A pond adds a whole new dimension to your outdoor space, as well as attracting beneficial wildlife into the garden.

Frogs and toads live on slugs and snails, so a pond is also an eco-friendly way to minimise slug damage to your plants in spring.

Dozens of other native wildlife species will be attracted to a garden pond, including newts, mayflies, hoverflies, dragonflies, pond skaters and water beetles.


Making a pond

Once you install a pond, it’s difficult to move it, so give plenty of thought to where you put it in your garden.

A pond needs a certain amount of sunshine to allow aquatic plants to flower. Also, take into account the type of pond for your style of garden. Decide whether you want a formal rectangular one, or a more informal shape for a naturalistic garden.


Natural-style ponds usually have a shallow shelf around the edge for growing bog and marginal plants in baskets. This will disguise the edges of the pond, making it look more natural as well as attracting beneficial insects to the garden.

Submerged oxygenating plants should be placed in the deeper centre of the pond to help keep the water clear. Other types of deep water aquatic plants keep their roots in the water and their leaves on the surface. Floating plants such as water lilies provide sunshade for wildlife as well as being decorative.

Attracting frogs to the pond

Frogs are incredibly beneficial creatures to have in your garden because they eat thousands of insects.

One of the most important things you can do to welcome them into your pond is to go organic.

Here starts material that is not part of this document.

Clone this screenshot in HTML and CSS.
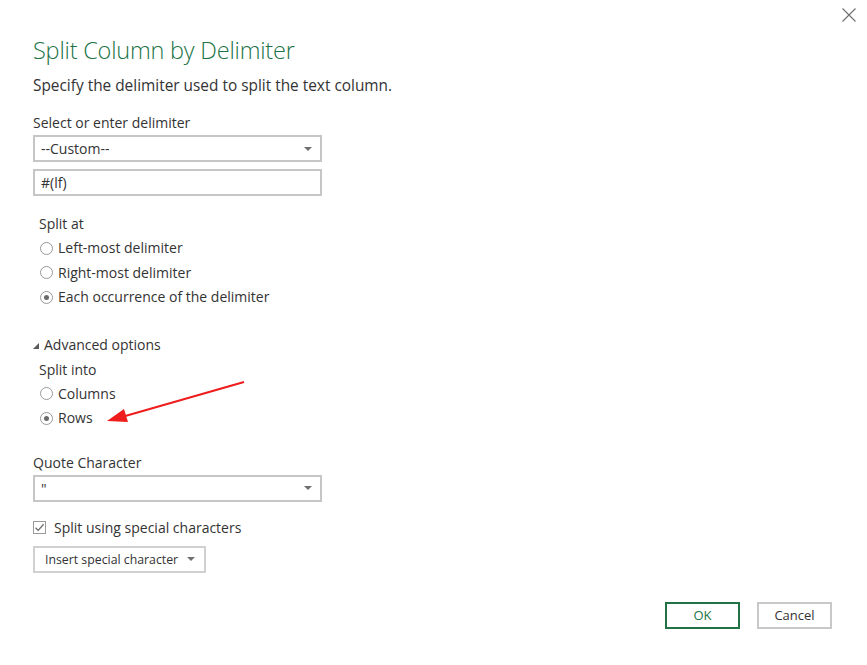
FILE: index.html
```html
<!DOCTYPE html>
<html lang="en">
<head>
<meta charset="utf-8">
<title>Split Column by Delimiter</title>
<link rel="stylesheet" href="styles.css">
</head>
<body>
<div class="dialog">
  <button class="close" aria-label="Close">
    <svg width="16" height="16" viewBox="0 0 16 16"><path d="M1.5 1.5 L14.5 14.5 M14.5 1.5 L1.5 14.5" stroke="#6e6e6e" stroke-width="1.1" fill="none"/></svg>
  </button>

  <h1 class="title">Split Column by Delimiter</h1>
  <p class="subtitle">Specify the delimiter used to split the text column.</p>

  <div class="label">Select or enter delimiter</div>
  <div class="select">
    <span>--Custom--</span>
    <span class="caret"></span>
  </div>
  <div class="input">#(lf)</div>

  <div class="group">
    <div class="label">Split at</div>
    <div class="radio"><span class="circle"></span>Left-most delimiter</div>
    <div class="radio"><span class="circle"></span>Right-most delimiter</div>
    <div class="radio"><span class="circle checked"></span>Each occurrence of the delimiter</div>
  </div>

  <div class="advanced"><span class="tri"></span>Advanced options</div>
  <div class="group tight">
    <div class="label">Split into</div>
    <div class="radio"><span class="circle"></span>Columns</div>
    <div class="radio"><span class="circle checked"></span>Rows</div>
  </div>

  <div class="label quote-label">Quote Character</div>
  <div class="select">
    <span>"</span>
    <span class="caret"></span>
  </div>

  <div class="check"><span class="box">
    <svg width="13" height="13" viewBox="0 0 13 13"><path d="M2.5 6.8 L5.2 9.4 L10.6 3.2" stroke="#6a6a6a" stroke-width="1.3" fill="none"/></svg>
  </span>Split using special characters</div>

  <div class="insert">Insert special character<span class="caret small"></span></div>

  <div class="actions">
    <button class="btn ok">OK</button>
    <button class="btn">Cancel</button>
  </div>

  <svg class="annot" width="160" height="60" viewBox="0 0 160 60">
    <line x1="144" y1="9" x2="20" y2="44.5" stroke="#ee1c1c" stroke-width="2"/>
    <polygon points="7,48 24,36 28,49" fill="#ee1c1c"/>
  </svg>
</div>
</body>
</html>
```
FILE: styles.css
```css
* { box-sizing: border-box; }
html, body { margin: 0; padding: 0; background: #ffffff; }
body {
  font-family: "Open Sans", "Noto Sans", "Liberation Sans", sans-serif;
  font-size: 14px;
  color: #333333;
}
.dialog {
  position: relative;
  width: 867px;
  height: 665px;
  padding: 32px 33px 0 33px;
}
.close {
  position: absolute;
  top: 6px;
  right: 9px;
  width: 18px;
  height: 18px;
  padding: 0;
  border: 0;
  background: transparent;
  display: flex;
  align-items: center;
  justify-content: center;
}
.title {
  margin: 0;
  font-weight: 300;
  font-size: 23.5px;
  line-height: 36px;
  color: #217346;
  letter-spacing: -0.2px;
}
.subtitle {
  margin: 6px 0 0 0;
  font-size: 15.4px;
  line-height: 24px;
  color: #333333;
}
.label {
  line-height: 24px;
}
.subtitle + .label { margin-top: 13px; }
.select, .input {
  width: 289px;
  height: 27px;
  border: 2px solid #c6c6c6;
  display: flex;
  align-items: center;
  justify-content: space-between;
  padding: 0 8px 0 6px;
  line-height: 23px;
}
.input { margin-top: 7px; }
.caret {
  width: 0;
  height: 0;
  border-left: 4px solid transparent;
  border-right: 4px solid transparent;
  border-top: 4px solid #6f6f6f;
}
.group {
  padding-left: 6px;
  margin-top: 16px;
}
.radio {
  display: flex;
  align-items: center;
  height: 24.5px;
  line-height: 24px;
}
.circle {
  width: 13px;
  height: 13px;
  border: 1px solid #9a9a9a;
  border-radius: 50%;
  margin-left: 1px;
  margin-right: 5px;
  display: flex;
  align-items: center;
  justify-content: center;
  flex: none;
}
.circle.checked::after {
  content: "";
  width: 5px;
  height: 5px;
  border-radius: 50%;
  background: #6a6a6a;
}
.advanced {
  display: flex;
  align-items: center;
  margin-top: 23px;
  line-height: 24px;
}
.tri {
  width: 0;
  height: 0;
  border-left: 6px solid transparent;
  border-bottom: 6px solid #595959;
  margin-right: 5px;
  margin-top: 2px;
}
.group.tight { margin-top: 1px; }
.quote-label { margin-top: 20px; }
.check {
  display: flex;
  align-items: center;
  margin-top: 14px;
  line-height: 24px;
}
.box {
  width: 13px;
  height: 13px;
  border: 1px solid #9a9a9a;
  margin-right: 8px;
  display: flex;
  align-items: center;
  justify-content: center;
}
.box svg { display: block; margin: -1px; }
.insert {
  display: inline-flex;
  align-items: center;
  margin-top: 6px;
  height: 27px;
  padding: 0 9px 0 10px;
  border: 2px solid #d0d0d0;
  font-size: 12.3px;
}
.caret.small { margin-left: 9px; }
.actions {
  display: flex;
  justify-content: flex-end;
  gap: 17px;
  margin-top: 29px;
  padding-right: 2px;
}
.btn {
  width: 75px;
  height: 27px;
  background: #ffffff;
  border: 2px solid #c8c8c8;
  font-family: inherit;
  font-size: 13px;
  color: #333333;
  padding: 0;
}
.btn.ok {
  border: 2px solid #217346;
  color: #217346;
}
.annot {
  position: absolute;
  left: 100px;
  top: 373px;
}
```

Chemical pesticides, fertilizers, and herbicides are all poisonous to frogs.


But what about pest control, you ask? Let the frogs take care of them! If you stop using pesticides, a host of other hungry wildlife including birds and insects such as ladybugs and dragonflies will also move in to the area, eager to munch on any pests that show up.

Planting a mixture of marginal and floating pond plants is great for frogs, toads, and newts because they provide shelter. In spring and summer, newts lay their eggs and use the underside of a submerged leaf, wrapping up the eggs in it.

Fish or frogs?

Bear in mind when adding fish to ponds that they might feast on the other creatures that you want to attract to the space.

Especially in smaller ponds, fish can compete with amphibians for space, so if you are wanting to attract frogs, it’s recommended that fish aren’t added.


Make your garden accessible and inviting to wildlife by building a garden pond. Adding plants that will shelter them is a great way of making them feel at home.